Venice, Italy
For his 2014 publication, Abandoned America: An Autopsy of The American Dream, Matthew Christopher photographed disused buildings, as well as those in disrepair, across the United States, from schools to factories and gas stations, documenting what he called the fall of one of the greatest civilizations in the world.
His photos were a meditation of sorts on the collapse of American industry, the subsequent job loss and the following abandonment of homes and cities.
Now, for the Biennale of Architecture, which opens here on May 28, the American Pavilion, an initiative sponsored by the U.S. Department of State, and the Bureau of Education and Cultural Affairs, has put the problem into the global spotlight, by presenting some imagined architectural solutions to what Christopher calls urban blight and the context of iconic buildings, using Detroit as its muse.
For the exhibition, The Architectural Imagination, curators Cynthia Davidson and Monica Ponce de Leon, have put on display models from 12 architects, presenting proposed architectural solutions for four Detroit sites.
The sites were selected from a total of 20 presented by local powers in Detroit, all of which are considered to be in need of transformation, Davidson told The Daily Beast.
Detroit has become an emblem for the problems documented in Christopher’s book, and in discussion here in Venice today, thanks to the loss of everything from the automobile industry to Motown, and the subsequent depletion of the population and emptying of homes.
But the idea of the exhibition is to create global solutions or to make Detroit, or these future visions for it, an inspiration that could apply to and help move forward other cities suffering from urban blight, all around the world.
The four Detroit sites selected for the exhibition, include Mexicantown/Southwest Detroit; the US post office; Dequindre Cut, and the Eastern Market and Packard Plant.
The 12 speculative projects presented in sometimes otherworldly looking displays, included a center to house 68,000 immigrants, or some of the increased number of refugees that President Obama has agreed be admitted to the U.S.; a vertical botanical garden; and a strange looking white building which the architects suggest should function as a reminder of the void.
The exhibition has been divided into four rooms, one for each site.

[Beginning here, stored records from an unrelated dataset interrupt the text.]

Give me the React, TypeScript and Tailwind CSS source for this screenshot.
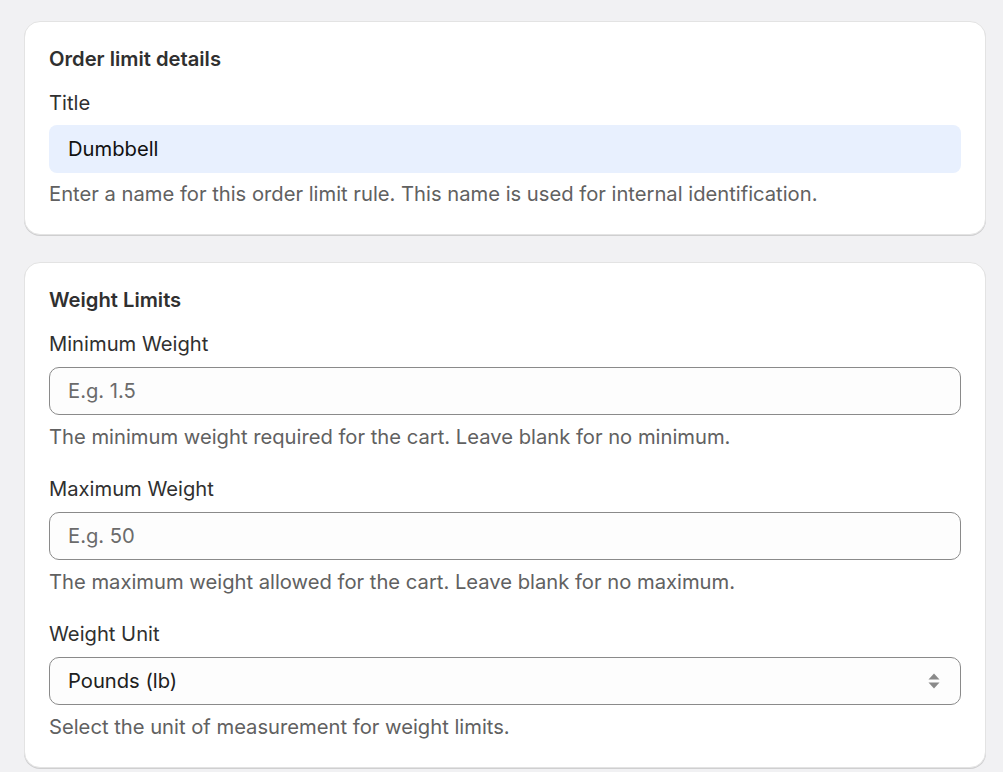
import React from "react";

function Field({
  label,
  placeholder,
  help,
}: {
  label: string;
  placeholder: string;
  help: string;
}) {
  return (
    <div className="flex flex-col">
      <label className="text-[#303030] leading-6 mb-[11px]">{label}</label>
      <div className="h-12 rounded-[10px] border border-[#8a8a8a] bg-[#fdfdfd] flex items-center px-[18px] text-[#6b6b6b]">
        {placeholder}
      </div>
      <p className="text-[#616161] leading-6 mt-2.5">{help}</p>
    </div>
  );
}

function App() {
  return (
    <div
      className="min-h-[772px] bg-[#f1f1f3] pt-[21px] pl-6 pr-[17px] text-[20.2px]"
      style={{ fontFamily: "Inter, 'Noto Sans', sans-serif" }}
    >
      <div className="bg-white rounded-2xl border border-[#e3e3e3] shadow-[0_1px_0_0_rgba(0,0,0,0.14)] pt-[25px] px-6 pb-7">
        <h2 className="font-semibold text-[#303030] leading-6 mb-5">Order limit details</h2>
        <label className="block text-[#303030] leading-6 mb-2.5">Title</label>
        <div className="h-12 rounded-lg bg-[#e8f0fe] flex items-center px-[19px] text-[#111]">
          Dumbbell
        </div>
        <p className="text-[#616161] leading-6 mt-[9px]">
          Enter a name for this order limit rule. This name is used for internal identification.
        </p>
      </div>

      <div className="mt-[27px] bg-white rounded-2xl border border-[#e3e3e3] shadow-[0_1px_0_0_rgba(0,0,0,0.14)] pt-[25px] px-6 pb-7">
        <h2 className="font-semibold text-[#303030] leading-6 mb-5">Weight Limits</h2>
        <div className="flex flex-col gap-7">
          <Field
            label="Minimum Weight"
            placeholder="E.g. 1.5"
            help="The minimum weight required for the cart. Leave blank for no minimum."
          />
          <Field
            label="Maximum Weight"
            placeholder="E.g. 50"
            help="The maximum weight allowed for the cart. Leave blank for no maximum."
          />
          <div className="flex flex-col">
            <label className="text-[#303030] leading-6 mb-[11px]">Weight Unit</label>
            <div className="h-12 rounded-[10px] border border-[#8a8a8a] bg-[#fdfdfd] flex items-center justify-between pl-[18px] pr-[20px] text-[#202020]">
              <span>Pounds (lb)</span>
              <svg width="12" height="20" viewBox="0 0 12 20" className="text-[#8a8a8a]">
                <path d="M6 2.5 L11.5 8.5 H0.5 Z" fill="currentColor" />
                <path d="M6 17.5 L11.5 11.5 H0.5 Z" fill="currentColor" />
              </svg>
            </div>
            <p className="text-[#616161] leading-6 mt-2.5">
              Select the unit of measurement for weight limits.
            </p>
          </div>
        </div>
      </div>
    </div>
  );
}

export default App;
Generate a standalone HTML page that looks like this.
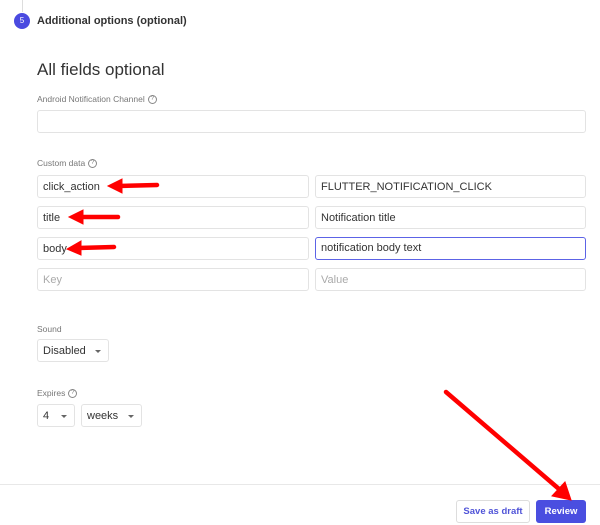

Each shows physical models and sometimes materials along with a written explanation for each proposition.
“When Cynthia and I decided to submit an application, we decided Detroit was the right city for the Biennale,” De Leon told The Daily Beast. “Detroit is a city that is full of invention and imagination. It has a long history of inventing culturally significant art and architecture and exporting it to the rest of the world.
“We believe that what is happening in Detroit today is actually very positive, and that you can look at it from another perspective, or cast it in another light to provide inspiration for other cities around the world.”

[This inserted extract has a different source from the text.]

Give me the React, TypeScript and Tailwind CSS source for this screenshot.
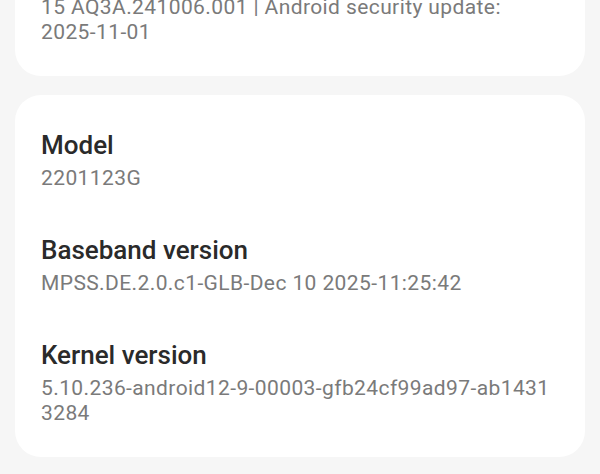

De Leon thinks that Detroit has been portrayed by the media in a singular way, or that something has got lost in translation.
“What has been left out of the picture are the people left in Detroit,” she said. “There are a lot of grassroot groups in Detroit with a great deal of imagination and entrepreneurship, that are doing things that are changing the physical layout of the city, and that we think are very imaginative. We wanted to put those groups into conversation with architects, and for those groups to benefit from what architects can bring to the table.”

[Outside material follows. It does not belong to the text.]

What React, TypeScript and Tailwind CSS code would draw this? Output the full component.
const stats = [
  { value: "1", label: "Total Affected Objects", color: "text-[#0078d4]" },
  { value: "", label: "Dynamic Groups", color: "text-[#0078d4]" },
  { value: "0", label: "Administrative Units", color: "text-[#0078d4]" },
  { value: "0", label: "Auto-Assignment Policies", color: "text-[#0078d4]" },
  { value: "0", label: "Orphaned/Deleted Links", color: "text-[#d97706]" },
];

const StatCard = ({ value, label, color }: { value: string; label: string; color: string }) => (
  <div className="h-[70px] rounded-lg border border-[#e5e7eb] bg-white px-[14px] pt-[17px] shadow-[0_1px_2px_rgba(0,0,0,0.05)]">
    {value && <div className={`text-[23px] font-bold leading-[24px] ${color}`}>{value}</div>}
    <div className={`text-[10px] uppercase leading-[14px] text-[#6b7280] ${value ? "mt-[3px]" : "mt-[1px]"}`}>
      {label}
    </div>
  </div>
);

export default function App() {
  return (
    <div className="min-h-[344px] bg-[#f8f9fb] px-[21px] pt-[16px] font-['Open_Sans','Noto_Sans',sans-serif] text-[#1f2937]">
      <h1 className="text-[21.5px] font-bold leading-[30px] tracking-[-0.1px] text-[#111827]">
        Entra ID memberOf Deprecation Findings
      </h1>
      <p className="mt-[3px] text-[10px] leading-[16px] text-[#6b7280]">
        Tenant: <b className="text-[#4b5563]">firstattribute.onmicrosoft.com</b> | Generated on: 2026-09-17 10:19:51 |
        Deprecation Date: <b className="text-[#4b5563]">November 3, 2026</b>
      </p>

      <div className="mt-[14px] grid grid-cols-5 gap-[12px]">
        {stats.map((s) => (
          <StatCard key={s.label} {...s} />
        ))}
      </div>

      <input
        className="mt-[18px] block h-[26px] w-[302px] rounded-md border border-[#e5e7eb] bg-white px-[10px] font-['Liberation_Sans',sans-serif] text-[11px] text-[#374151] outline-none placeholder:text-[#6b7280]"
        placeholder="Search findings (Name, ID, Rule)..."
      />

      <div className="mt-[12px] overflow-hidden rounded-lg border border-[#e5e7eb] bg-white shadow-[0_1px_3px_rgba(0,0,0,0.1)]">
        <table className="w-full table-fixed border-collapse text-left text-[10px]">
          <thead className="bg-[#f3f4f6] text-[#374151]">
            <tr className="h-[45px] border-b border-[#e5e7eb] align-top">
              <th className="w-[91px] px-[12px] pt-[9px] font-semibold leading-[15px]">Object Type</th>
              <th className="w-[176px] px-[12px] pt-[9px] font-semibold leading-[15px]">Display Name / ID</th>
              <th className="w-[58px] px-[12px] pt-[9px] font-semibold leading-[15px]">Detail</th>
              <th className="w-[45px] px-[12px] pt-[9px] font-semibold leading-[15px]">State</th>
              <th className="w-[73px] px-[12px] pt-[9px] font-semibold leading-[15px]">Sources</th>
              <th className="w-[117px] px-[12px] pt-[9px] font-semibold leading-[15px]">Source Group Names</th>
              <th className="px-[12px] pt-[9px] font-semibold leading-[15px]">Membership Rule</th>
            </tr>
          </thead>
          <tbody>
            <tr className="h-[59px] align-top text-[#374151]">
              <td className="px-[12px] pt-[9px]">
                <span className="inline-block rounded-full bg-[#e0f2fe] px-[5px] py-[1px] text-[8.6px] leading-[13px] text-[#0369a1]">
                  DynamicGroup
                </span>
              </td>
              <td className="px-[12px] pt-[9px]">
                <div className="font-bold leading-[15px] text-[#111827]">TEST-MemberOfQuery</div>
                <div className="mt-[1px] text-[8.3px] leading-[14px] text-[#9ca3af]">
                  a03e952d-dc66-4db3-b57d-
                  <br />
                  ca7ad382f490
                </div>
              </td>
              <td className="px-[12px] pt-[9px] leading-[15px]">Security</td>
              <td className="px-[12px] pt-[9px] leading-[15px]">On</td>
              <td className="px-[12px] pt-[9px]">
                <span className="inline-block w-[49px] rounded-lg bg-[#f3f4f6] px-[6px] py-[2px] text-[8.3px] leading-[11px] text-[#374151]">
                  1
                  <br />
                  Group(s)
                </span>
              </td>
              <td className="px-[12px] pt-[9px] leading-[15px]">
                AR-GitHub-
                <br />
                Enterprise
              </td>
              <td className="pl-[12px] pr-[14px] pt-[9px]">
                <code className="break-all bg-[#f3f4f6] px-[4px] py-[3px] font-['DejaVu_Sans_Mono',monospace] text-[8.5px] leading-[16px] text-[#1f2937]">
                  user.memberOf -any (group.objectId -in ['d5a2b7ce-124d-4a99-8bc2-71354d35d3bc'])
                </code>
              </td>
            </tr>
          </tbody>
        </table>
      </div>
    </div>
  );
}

One architect to take part is Chicago-based Marshall Brown who has reimagined a charter school as a mini city that people can live in while Detroit is transformed.
“Detroit is in a state of flux and no one knows what it will become,” he said. “We have many parts of Chicago that people recognize in Detroit, like depopulation. I don’t look at those as a negative. I look at it as a challenge. Architects know what to do when cities are being built, but not when they are going in the other direction. I don’t think Detroit is a tragedy.”
A secondary idea behind the exhibition is to think about how to deal with post-Industrial cities in general.
“We want to explore potential in the post industrial city for architects to introduce new ideas,” said Davidson. “We chose Detroit because it was the center of public imagination for so many years, having produced the automobile, a model of construction for factories that went all around the world, or even Motown that changed the spirit of a generation. It is a city wrestling with a lot of problems, from job loss to racial problems, or loss of population. We said what kind of thinking can architects bring to the table that can capture the public imagination and then try to exercise change?”
Even though Davidson thought that she knew Detroit well, the size of the areas the projects are focused on are beyond what she calls normal architectural scale.
“Entire areas have been leveled through white flight which actually began in the 1950s,” she said. “The area around Detroit is prosperous and has grown in population. It is just this 138 square mile city with an eroded tax base that is suffering, that has an eroded population and landscape.
“The potential to think of new ways to live in a city and what architecture’s role in that is, is wide open for discussion. We wanted architects to create pieces that would open the discussion of how to live in post-industrial cities for ways forward. It is all part of a huge loop of culture and civilization. It is an endless cycle.”
As for other cities in the U.S. suffering a similar fate, “We could have chosen Baltimore,” she said. “Or Cleveland, or Southern cities that have lost jobs for any number of reasons, not just what Mr. Trump is saying, that he can get them back from China or Mexico, but because industry has changed. We have robots doing what people did, and Detroit is where that started. But suddenly what does the human do?”